----- DATA

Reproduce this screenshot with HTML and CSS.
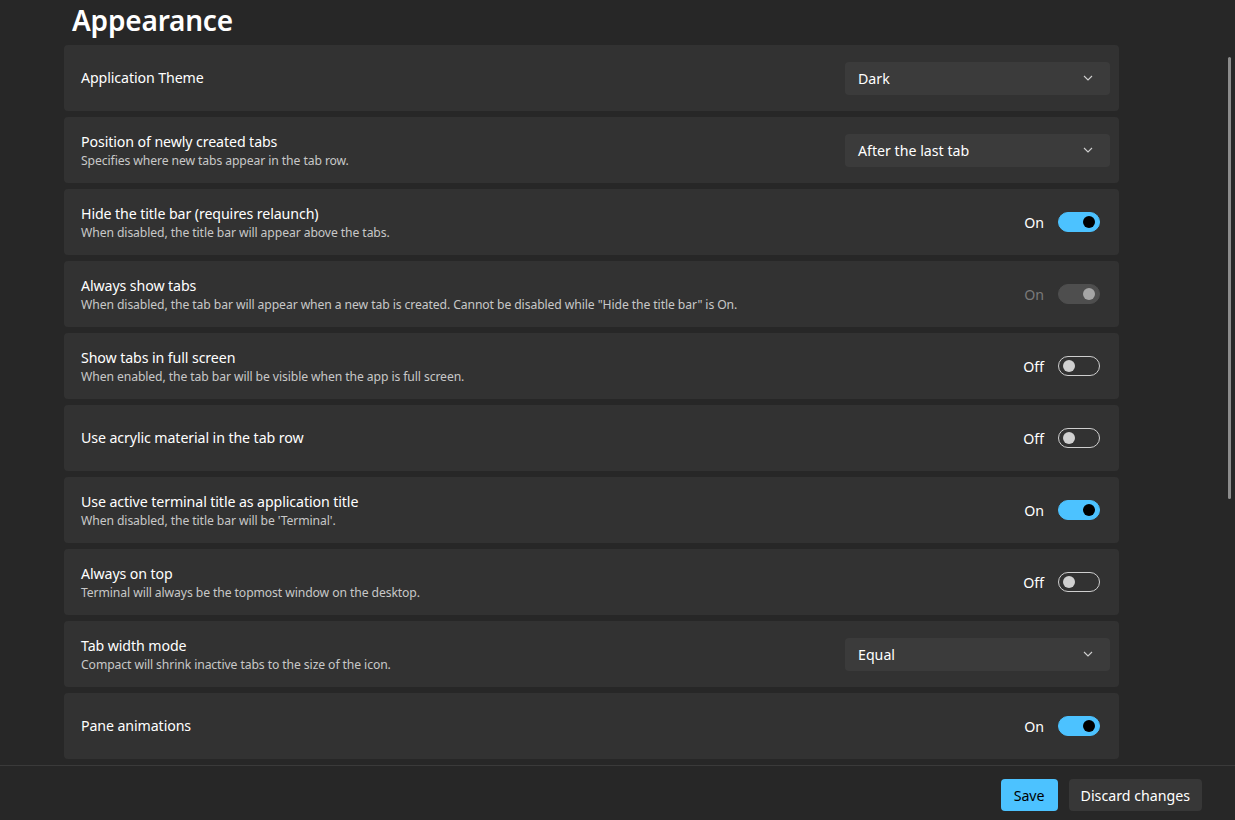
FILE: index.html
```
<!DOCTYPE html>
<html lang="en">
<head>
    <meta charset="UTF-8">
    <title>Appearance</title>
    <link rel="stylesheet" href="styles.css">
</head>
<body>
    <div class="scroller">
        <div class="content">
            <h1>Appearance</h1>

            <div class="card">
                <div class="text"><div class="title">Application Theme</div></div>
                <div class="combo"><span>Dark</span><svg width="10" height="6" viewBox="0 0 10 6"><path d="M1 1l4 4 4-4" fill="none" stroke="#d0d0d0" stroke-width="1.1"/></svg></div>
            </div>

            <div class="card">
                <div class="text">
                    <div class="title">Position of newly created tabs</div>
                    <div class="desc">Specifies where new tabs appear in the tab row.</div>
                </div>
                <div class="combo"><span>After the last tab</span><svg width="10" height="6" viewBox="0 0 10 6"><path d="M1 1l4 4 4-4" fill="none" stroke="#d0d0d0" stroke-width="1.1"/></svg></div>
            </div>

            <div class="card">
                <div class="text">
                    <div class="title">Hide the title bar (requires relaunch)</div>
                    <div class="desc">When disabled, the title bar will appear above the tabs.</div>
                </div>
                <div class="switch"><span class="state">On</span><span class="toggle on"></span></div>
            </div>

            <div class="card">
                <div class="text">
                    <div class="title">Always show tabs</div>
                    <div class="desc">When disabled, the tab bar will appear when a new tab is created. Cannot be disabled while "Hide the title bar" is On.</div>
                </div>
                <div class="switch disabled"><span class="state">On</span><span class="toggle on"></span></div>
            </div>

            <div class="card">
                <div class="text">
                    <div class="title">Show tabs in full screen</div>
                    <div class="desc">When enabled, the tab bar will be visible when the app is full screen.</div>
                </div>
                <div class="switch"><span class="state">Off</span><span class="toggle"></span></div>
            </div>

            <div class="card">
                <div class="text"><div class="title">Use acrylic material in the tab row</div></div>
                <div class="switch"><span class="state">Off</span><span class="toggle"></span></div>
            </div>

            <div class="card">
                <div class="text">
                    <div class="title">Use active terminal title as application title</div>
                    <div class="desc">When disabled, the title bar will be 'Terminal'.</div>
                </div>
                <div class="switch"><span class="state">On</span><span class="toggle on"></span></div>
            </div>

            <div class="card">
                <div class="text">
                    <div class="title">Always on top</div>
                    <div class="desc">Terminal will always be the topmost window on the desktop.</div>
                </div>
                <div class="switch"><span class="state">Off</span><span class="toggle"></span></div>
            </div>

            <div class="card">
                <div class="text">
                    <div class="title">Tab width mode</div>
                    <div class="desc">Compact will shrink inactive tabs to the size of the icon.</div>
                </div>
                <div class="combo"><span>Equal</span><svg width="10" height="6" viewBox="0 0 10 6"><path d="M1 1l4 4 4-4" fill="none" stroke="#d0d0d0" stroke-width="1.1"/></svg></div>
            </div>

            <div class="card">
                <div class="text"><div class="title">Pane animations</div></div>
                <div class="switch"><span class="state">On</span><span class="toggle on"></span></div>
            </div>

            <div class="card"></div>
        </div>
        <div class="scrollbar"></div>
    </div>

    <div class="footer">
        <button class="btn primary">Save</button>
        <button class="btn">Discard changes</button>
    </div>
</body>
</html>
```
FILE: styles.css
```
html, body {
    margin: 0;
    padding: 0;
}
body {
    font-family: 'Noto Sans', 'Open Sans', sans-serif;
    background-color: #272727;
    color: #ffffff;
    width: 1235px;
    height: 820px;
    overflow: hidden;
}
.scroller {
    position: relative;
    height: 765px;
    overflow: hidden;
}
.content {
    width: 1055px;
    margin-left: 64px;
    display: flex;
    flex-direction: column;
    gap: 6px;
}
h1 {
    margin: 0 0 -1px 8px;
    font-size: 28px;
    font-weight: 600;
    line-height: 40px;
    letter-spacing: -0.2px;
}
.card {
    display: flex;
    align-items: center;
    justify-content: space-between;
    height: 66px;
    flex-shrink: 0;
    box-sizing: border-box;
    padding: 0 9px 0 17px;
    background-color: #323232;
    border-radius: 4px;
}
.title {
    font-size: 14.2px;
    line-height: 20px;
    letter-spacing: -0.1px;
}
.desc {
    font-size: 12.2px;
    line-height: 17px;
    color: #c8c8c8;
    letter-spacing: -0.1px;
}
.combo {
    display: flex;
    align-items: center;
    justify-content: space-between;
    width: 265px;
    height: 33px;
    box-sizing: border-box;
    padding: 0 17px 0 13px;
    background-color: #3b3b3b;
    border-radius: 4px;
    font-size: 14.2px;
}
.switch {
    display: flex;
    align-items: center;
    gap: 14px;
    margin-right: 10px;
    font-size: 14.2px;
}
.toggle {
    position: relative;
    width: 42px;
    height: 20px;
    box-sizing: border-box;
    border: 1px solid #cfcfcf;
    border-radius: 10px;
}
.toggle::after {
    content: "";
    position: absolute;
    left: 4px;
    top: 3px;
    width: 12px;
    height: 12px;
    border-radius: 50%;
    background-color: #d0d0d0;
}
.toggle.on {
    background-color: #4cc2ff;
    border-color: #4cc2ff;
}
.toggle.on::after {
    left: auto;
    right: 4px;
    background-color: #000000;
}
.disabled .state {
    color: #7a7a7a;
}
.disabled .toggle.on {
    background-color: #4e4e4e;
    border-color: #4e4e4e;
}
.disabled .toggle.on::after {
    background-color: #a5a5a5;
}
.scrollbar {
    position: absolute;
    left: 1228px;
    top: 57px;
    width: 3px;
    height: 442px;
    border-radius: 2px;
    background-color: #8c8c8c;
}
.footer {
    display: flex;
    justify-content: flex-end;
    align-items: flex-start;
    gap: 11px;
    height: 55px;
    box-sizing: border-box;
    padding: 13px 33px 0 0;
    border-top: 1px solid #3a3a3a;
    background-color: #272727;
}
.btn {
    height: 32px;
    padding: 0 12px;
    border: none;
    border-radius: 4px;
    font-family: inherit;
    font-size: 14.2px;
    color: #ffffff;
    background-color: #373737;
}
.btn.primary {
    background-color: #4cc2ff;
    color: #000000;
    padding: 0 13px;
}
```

----------

### GIVEN REQUEST
Output the material word for word, omitting its pictures.

### THE REPLY
Reproduce this screenshot with HTML and CSS.
FILE: index.html
```
<!DOCTYPE html>
<html lang="en">
<head>
    <meta charset="UTF-8">
    <title>Appearance</title>
    <link rel="stylesheet" href="styles.css">
</head>
<body>
    <div class="scroller">
        <div class="content">
            <h1>Appearance</h1>

            <div class="card">
                <div class="text"><div class="title">Application Theme</div></div>
                <div class="combo"><span>Dark</span><svg width="10" height="6" viewBox="0 0 10 6"><path d="M1 1l4 4 4-4" fill="none" stroke="#d0d0d0" stroke-width="1.1"/></svg></div>
            </div>

            <div class="card">
                <div class="text">
                    <div class="title">Position of newly created tabs</div>
                    <div class="desc">Specifies where new tabs appear in the tab row.</div>
                </div>
                <div class="combo"><span>After the last tab</span><svg width="10" height="6" viewBox="0 0 10 6"><path d="M1 1l4 4 4-4" fill="none" stroke="#d0d0d0" stroke-width="1.1"/></svg></div>
            </div>

            <div class="card">
                <div class="text">
                    <div class="title">Hide the title bar (requires relaunch)</div>
                    <div class="desc">When disabled, the title bar will appear above the tabs.</div>
                </div>
                <div class="switch"><span class="state">On</span><span class="toggle on"></span></div>
            </div>

            <div class="card">
                <div class="text">
                    <div class="title">Always show tabs</div>
                    <div class="desc">When disabled, the tab bar will appear when a new tab is created. Cannot be disabled while "Hide the title bar" is On.</div>
                </div>
                <div class="switch disabled"><span class="state">On</span><span class="toggle on"></span></div>
            </div>

            <div class="card">
                <div class="text">
                    <div class="title">Show tabs in full screen</div>
                    <div class="desc">When enabled, the tab bar will be visible when the app is full screen.</div>
                </div>
                <div class="switch"><span class="state">Off</span><span class="toggle"></span></div>
            </div>

            <div class="card">
                <div class="text"><div class="title">Use acrylic material in the tab row</div></div>
                <div class="switch"><span class="state">Off</span><span class="toggle"></span></div>
            </div>

            <div class="card">
                <div class="text">
                    <div class="title">Use active terminal title as application title</div>
                    <div class="desc">When disabled, the title bar will be 'Terminal'.</div>
                </div>
                <div class="switch"><span class="state">On</span><span class="toggle on"></span></div>
            </div>

            <div class="card">
                <div class="text">
                    <div class="title">Always on top</div>
                    <div class="desc">Terminal will always be the topmost window on the desktop.</div>
                </div>
                <div class="switch"><span class="state">Off</span><span class="toggle"></span></div>
            </div>

            <div class="card">
                <div class="text">
                    <div class="title">Tab width mode</div>
                    <div class="desc">Compact will shrink inactive tabs to the size of the icon.</div>
                </div>
                <div class="combo"><span>Equal</span><svg width="10" height="6" viewBox="0 0 10 6"><path d="M1 1l4 4 4-4" fill="none" stroke="#d0d0d0" stroke-width="1.1"/></svg></div>
            </div>

            <div class="card">
                <div class="text"><div class="title">Pane animations</div></div>
                <div class="switch"><span class="state">On</span><span class="toggle on"></span></div>
            </div>

            <div class="card"></div>
        </div>
        <div class="scrollbar"></div>
    </div>

    <div class="footer">
        <button class="btn primary">Save</button>
        <button class="btn">Discard changes</button>
    </div>
</body>
</html>
```
FILE: styles.css
```
html, body {
    margin: 0;
    padding: 0;
}
body {
    font-family: 'Noto Sans', 'Open Sans', sans-serif;
    background-color: #272727;
    color: #ffffff;
    width: 1235px;
    height: 820px;
    overflow: hidden;
}
.scroller {
    position: relative;
    height: 765px;
    overflow: hidden;
}
.content {
    width: 1055px;
    margin-left: 64px;
    display: flex;
    flex-direction: column;
    gap: 6px;
}
h1 {
    margin: 0 0 -1px 8px;
    font-size: 28px;
    font-weight: 600;
    line-height: 40px;
    letter-spacing: -0.2px;
}
.card {
    display: flex;
    align-items: center;
    justify-content: space-between;
    height: 66px;
    flex-shrink: 0;
    box-sizing: border-box;
    padding: 0 9px 0 17px;
    background-color: #323232;
    border-radius: 4px;
}
.title {
    font-size: 14.2px;
    line-height: 20px;
    letter-spacing: -0.1px;
}
.desc {
    font-size: 12.2px;
    line-height: 17px;
    color: #c8c8c8;
    letter-spacing: -0.1px;
}
.combo {
    display: flex;
    align-items: center;
    justify-content: space-between;
    width: 265px;
    height: 33px;
    box-sizing: border-box;
    padding: 0 17px 0 13px;
    background-color: #3b3b3b;
    border-radius: 4px;
    font-size: 14.2px;
}
.switch {
    display: flex;
    align-items: center;
    gap: 14px;
    margin-right: 10px;
    font-size: 14.2px;
}
.toggle {
    position: relative;
    width: 42px;
    height: 20px;
    box-sizing: border-box;
    border: 1px solid #cfcfcf;
    border-radius: 10px;
}
.toggle::after {
    content: "";
    position: absolute;
    left: 4px;
    top: 3px;
    width: 12px;
    height: 12px;
    border-radius: 50%;
    background-color: #d0d0d0;
}
.toggle.on {
    background-color: #4cc2ff;
    border-color: #4cc2ff;
}
.toggle.on::after {
    left: auto;
    right: 4px;
    background-color: #000000;
}
.disabled .state {
    color: #7a7a7a;
}
.disabled .toggle.on {
    background-color: #4e4e4e;
    border-color: #4e4e4e;
}
.disabled .toggle.on::after {
    background-color: #a5a5a5;
}
.scrollbar {
    position: absolute;
    left: 1228px;
    top: 57px;
    width: 3px;
    height: 442px;
    border-radius: 2px;
    background-color: #8c8c8c;
}
.footer {
    display: flex;
    justify-content: flex-end;
    align-items: flex-start;
    gap: 11px;
    height: 55px;
    box-sizing: border-box;
    padding: 13px 33px 0 0;
    border-top: 1px solid #3a3a3a;
    background-color: #272727;
}
.btn {
    height: 32px;
    padding: 0 12px;
    border: none;
    border-radius: 4px;
    font-family: inherit;
    font-size: 14.2px;
    color: #ffffff;
    background-color: #373737;
}
.btn.primary {
    background-color: #4cc2ff;
    color: #000000;
    padding: 0 13px;
}
```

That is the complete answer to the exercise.